China’s largest wine company, Changyu Pioneer Wine Co., has signed a deal to purchase an 80 percent stake in Australia’s Kilikanoon. Financial details of the sale, expected to close in January, have not been revealed, but Kilikanoon’s chief winemaker Kevin Mitchell and managing director Warrick Duthy will retain their shares and stay on for the foreseeable future.

“Changyu [executives] are emphatic that they do not want to change the way we run our business in Australia or the way we go about our business in other markets of the world,” Duthy told Wine Spectator. But Changyu does plan to grow the company substantially.

Kilikanoon Wines was founded in 1997 by Kevin Mitchell. His father Mort owned vineyards and sold grapes in the area before Kevin purchased a property named Kilikanoon in South Australia’s Clare Valley. The vineyards controlled by Mort became the heart of the estate vineyards, which have since grown to 230 acres. The brand is known for its intense Riesling and expressive Shiraz, Grenache and Cabernet Sauvignon.

Production is about 100,000 cases, but Duthy anticipates the sale will give them an opportunity to double production over time without changing their style or quality. Australia recently surpassed France to become China’s largest supplier of imported wine, helped in part by free-trade agreements between the two nations. Currently about 10 percent of Kilikanoon’s total production is sold to China. Duthy estimates that figure will likely grow to 50 percent as production increases.

Changyu’s Australian presence may increase beyond Kilikanoon. “We will also assist Changyu to source South Australia appellation wine on a value for money criteria for their bottled in China Australian wines,” said Duthy.

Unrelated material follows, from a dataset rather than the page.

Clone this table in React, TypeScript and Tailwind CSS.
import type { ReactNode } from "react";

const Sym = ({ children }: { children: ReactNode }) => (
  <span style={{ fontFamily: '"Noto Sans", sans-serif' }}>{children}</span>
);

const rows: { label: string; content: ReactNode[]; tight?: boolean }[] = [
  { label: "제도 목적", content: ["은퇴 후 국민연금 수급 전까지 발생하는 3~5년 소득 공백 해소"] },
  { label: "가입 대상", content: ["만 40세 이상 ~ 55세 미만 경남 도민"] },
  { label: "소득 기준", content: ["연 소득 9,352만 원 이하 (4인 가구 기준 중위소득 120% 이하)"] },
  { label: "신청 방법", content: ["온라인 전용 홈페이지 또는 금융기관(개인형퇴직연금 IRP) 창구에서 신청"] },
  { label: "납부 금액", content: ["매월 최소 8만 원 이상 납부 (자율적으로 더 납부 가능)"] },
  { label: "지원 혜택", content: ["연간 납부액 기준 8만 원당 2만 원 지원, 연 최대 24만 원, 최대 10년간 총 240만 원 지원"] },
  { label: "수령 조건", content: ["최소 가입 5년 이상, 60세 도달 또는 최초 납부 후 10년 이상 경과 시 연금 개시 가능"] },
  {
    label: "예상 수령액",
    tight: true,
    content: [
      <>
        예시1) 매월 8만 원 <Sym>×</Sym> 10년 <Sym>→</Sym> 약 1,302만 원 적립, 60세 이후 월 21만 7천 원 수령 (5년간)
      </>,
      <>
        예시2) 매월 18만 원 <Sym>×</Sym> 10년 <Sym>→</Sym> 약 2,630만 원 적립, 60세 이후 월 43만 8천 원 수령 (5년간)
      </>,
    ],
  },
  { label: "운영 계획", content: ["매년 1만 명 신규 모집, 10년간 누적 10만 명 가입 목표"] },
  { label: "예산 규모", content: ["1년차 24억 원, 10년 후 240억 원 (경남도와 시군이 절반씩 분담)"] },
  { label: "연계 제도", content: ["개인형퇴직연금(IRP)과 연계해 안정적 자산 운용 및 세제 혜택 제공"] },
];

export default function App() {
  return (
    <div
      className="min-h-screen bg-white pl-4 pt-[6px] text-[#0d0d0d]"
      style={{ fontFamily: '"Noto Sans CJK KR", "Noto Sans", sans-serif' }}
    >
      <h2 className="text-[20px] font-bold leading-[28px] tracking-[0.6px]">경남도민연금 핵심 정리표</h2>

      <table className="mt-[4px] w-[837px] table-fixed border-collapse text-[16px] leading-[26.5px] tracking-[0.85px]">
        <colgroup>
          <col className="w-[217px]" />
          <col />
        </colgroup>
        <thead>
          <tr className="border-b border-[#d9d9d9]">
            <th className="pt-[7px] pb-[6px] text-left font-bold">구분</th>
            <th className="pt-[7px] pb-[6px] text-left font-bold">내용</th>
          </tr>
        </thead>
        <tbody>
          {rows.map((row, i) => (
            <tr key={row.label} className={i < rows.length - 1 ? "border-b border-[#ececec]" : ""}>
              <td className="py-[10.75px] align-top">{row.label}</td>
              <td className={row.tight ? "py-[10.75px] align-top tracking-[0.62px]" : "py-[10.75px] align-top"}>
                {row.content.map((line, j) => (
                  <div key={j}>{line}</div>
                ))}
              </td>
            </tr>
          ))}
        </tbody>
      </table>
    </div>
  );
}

The investment also represents a boon for Clare Valley, one of the oldest wine regions in Australia. “We are flattered that they selected Kilikanoon and the Clare Valley to invest,” said Duthy, pointing out that Changyu’s representatives in China will be selling on the strengths of the Clare Valley.

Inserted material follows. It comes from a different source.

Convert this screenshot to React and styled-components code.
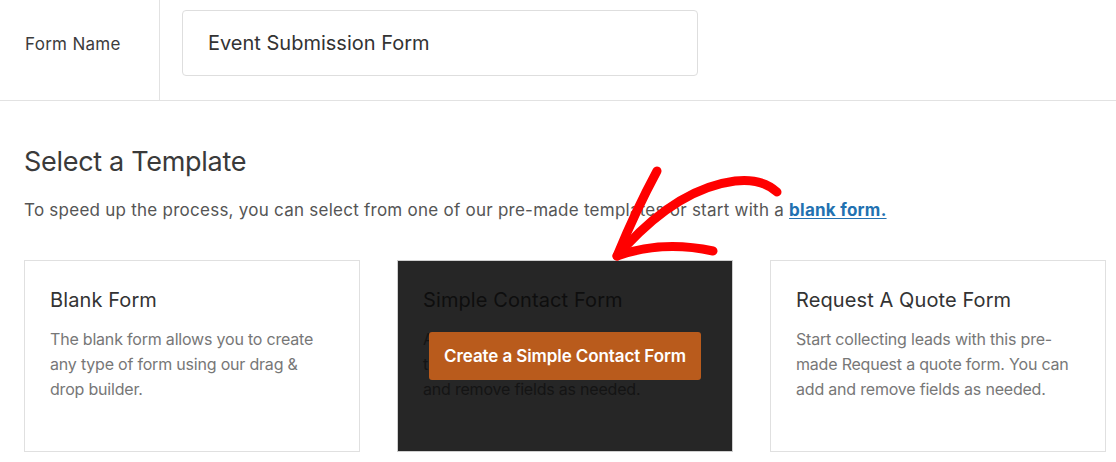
import React from 'react'
import styled, { createGlobalStyle } from 'styled-components'

const GlobalStyle = createGlobalStyle`
  body {
    margin: 0;
    background: #fff;
    font-family: Inter, "Liberation Sans", Arial, sans-serif;
    -webkit-font-smoothing: antialiased;
  }
`

const Page = styled.div`
  position: relative;
  width: 1116px;
  height: 462px;
  overflow: hidden;
`

const NameRow = styled.div`
  display: flex;
  height: 100px;
  border-bottom: 1px solid #e2e2e2;
`

const NameLabel = styled.div`
  width: 134px;
  padding-left: 25px;
  border-right: 1px solid #e2e2e2;
  display: flex;
  align-items: center;
  font-size: 17px;
  letter-spacing: 0.3px;
  color: #3c3c3c;
  padding-bottom: 12px;
  box-sizing: content-box;
`

const NameField = styled.div`
  padding: 10px 0 0 22px;
`

const NameInput = styled.div`
  width: 516px;
  height: 66px;
  box-sizing: border-box;
  border: 1px solid #dedede;
  border-radius: 4px;
  padding-left: 25px;
  display: flex;
  align-items: center;
  font-size: 20px;
  color: #333;
`

const Section = styled.div`
  padding: 43px 0 0 24px;
`

const Heading = styled.h2`
  margin: 0;
  font-size: 27px;
  font-weight: 400;
  letter-spacing: -0.3px;
  color: #3a3a3a;
  line-height: 36px;
`

const Intro = styled.p`
  margin: 18px 0 0;
  font-size: 17px;
  letter-spacing: 0.25px;
  color: #555;
  line-height: 24px;
`

const BlankLink = styled.a`
  color: #2271b1;
  font-weight: 700;
  text-decoration: underline;
  text-underline-offset: 2px;
`

const CardGrid = styled.div`
  display: grid;
  grid-template-columns: repeat(3, 336px);
  gap: 37px;
  margin-top: 38px;
`

const Card = styled.div`
  position: relative;
  height: 192px;
  box-sizing: border-box;
  padding: 26px 25px;
  border: 1px solid ${p => (p.dim ? '#cfcfcf' : '#e0e0e0')};
  background: ${p => (p.dim ? '#262626' : '#fff')};
`

const CardTitle = styled.h3`
  margin: 0;
  font-size: 20px;
  font-weight: 400;
  letter-spacing: 0.1px;
  line-height: 26px;
  color: ${p => (p.dim ? '#0e0e0e' : '#333')};
`

const CardText = styled.p`
  margin: 14px 0 0;
  font-size: 16px;
  letter-spacing: -0.2px;
  line-height: 25px;
  color: ${p => (p.dim ? '#141414' : '#777')};
`

const Overlay = styled.div`
  position: absolute;
  inset: 0;
  display: flex;
  align-items: center;
  justify-content: center;
`

const CreateButton = styled.button`
  width: 272px;
  height: 48px;
  border: 0;
  border-radius: 3px;
  background: #b95b1c;
  color: #fff;
  font-family: inherit;
  font-size: 17px;
  font-weight: 600;
  letter-spacing: -0.1px;
  cursor: pointer;
`

const Arrow = styled.svg`
  position: absolute;
  left: 0;
  top: 0;
  pointer-events: none;
`

const templates = [
  {
    title: 'Blank Form',
    text: 'The blank form allows you to create any type of form using our drag & drop builder.',
  },
  {
    title: 'Simple Contact Form',
    text: 'Allow your users to contact you with this simple contact form. You can add and remove fields as needed.',
    dim: true,
  },
  {
    title: 'Request A Quote Form',
    text: 'Start collecting leads with this pre-made Request a quote form. You can add and remove fields as needed.',
  },
]

export default function App() {
  return (
    <Page>
      <GlobalStyle />
      <NameRow>
        <NameLabel>Form Name</NameLabel>
        <NameField>
          <NameInput>Event Submission Form</NameInput>
        </NameField>
      </NameRow>
      <Section>
        <Heading>Select a Template</Heading>
        <Intro>
          To speed up the process, you can select from one of our pre-made templates or start with a{' '}
          <BlankLink href="#">blank form.</BlankLink>
        </Intro>
        <CardGrid>
          {templates.map(t => (
            <Card key={t.title} dim={t.dim}>
              <CardTitle dim={t.dim}>{t.title}</CardTitle>
              <CardText dim={t.dim}>{t.text}</CardText>
              {t.dim && (
                <Overlay>
                  <CreateButton>Create a Simple Contact Form</CreateButton>
                </Overlay>
              )}
            </Card>
          ))}
        </CardGrid>
      </Section>
      <Arrow width="1116" height="462" viewBox="0 0 1116 462">
        <g fill="none" stroke="#f00" strokeLinecap="round" strokeLinejoin="round" strokeWidth="9">
          <path d="M777 192 Q762 178 735 181 Q680 188 626 246" />
          <path d="M657 171 Q636 210 617 256" />
          <path d="M617 256 Q662 240 713 251" />
        </g>
      </Arrow>
    </Page>
  )
}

Already a titan in the Chinese market, Changyu is becoming an influential force in the global wine market. The company was founded in 1892, and has become not just the largest wine company in China, but all of Asia.

While Changyu produces millions of cases of wine annually in China, as China’s middle-class consumers continue to look to international wines, the company has made several overseas moves. Earlier this year it acquired a majority stake in Chile’s Bethwines (China has also become Chile’s largest wine-export destination). Changyu also owns Château Mirefleurs and Roullet-Fransac Cognac in France and Marques Del Atrio from Spain. The company joined forces with Canadian Aurora Ice Wine Company and created Changyu Kely Estate of New Zealand, collaborating with the Karikari Estate of New Zealand.

The company has also focused on wine tourism within China, with several large estates complete with French-style châteaus.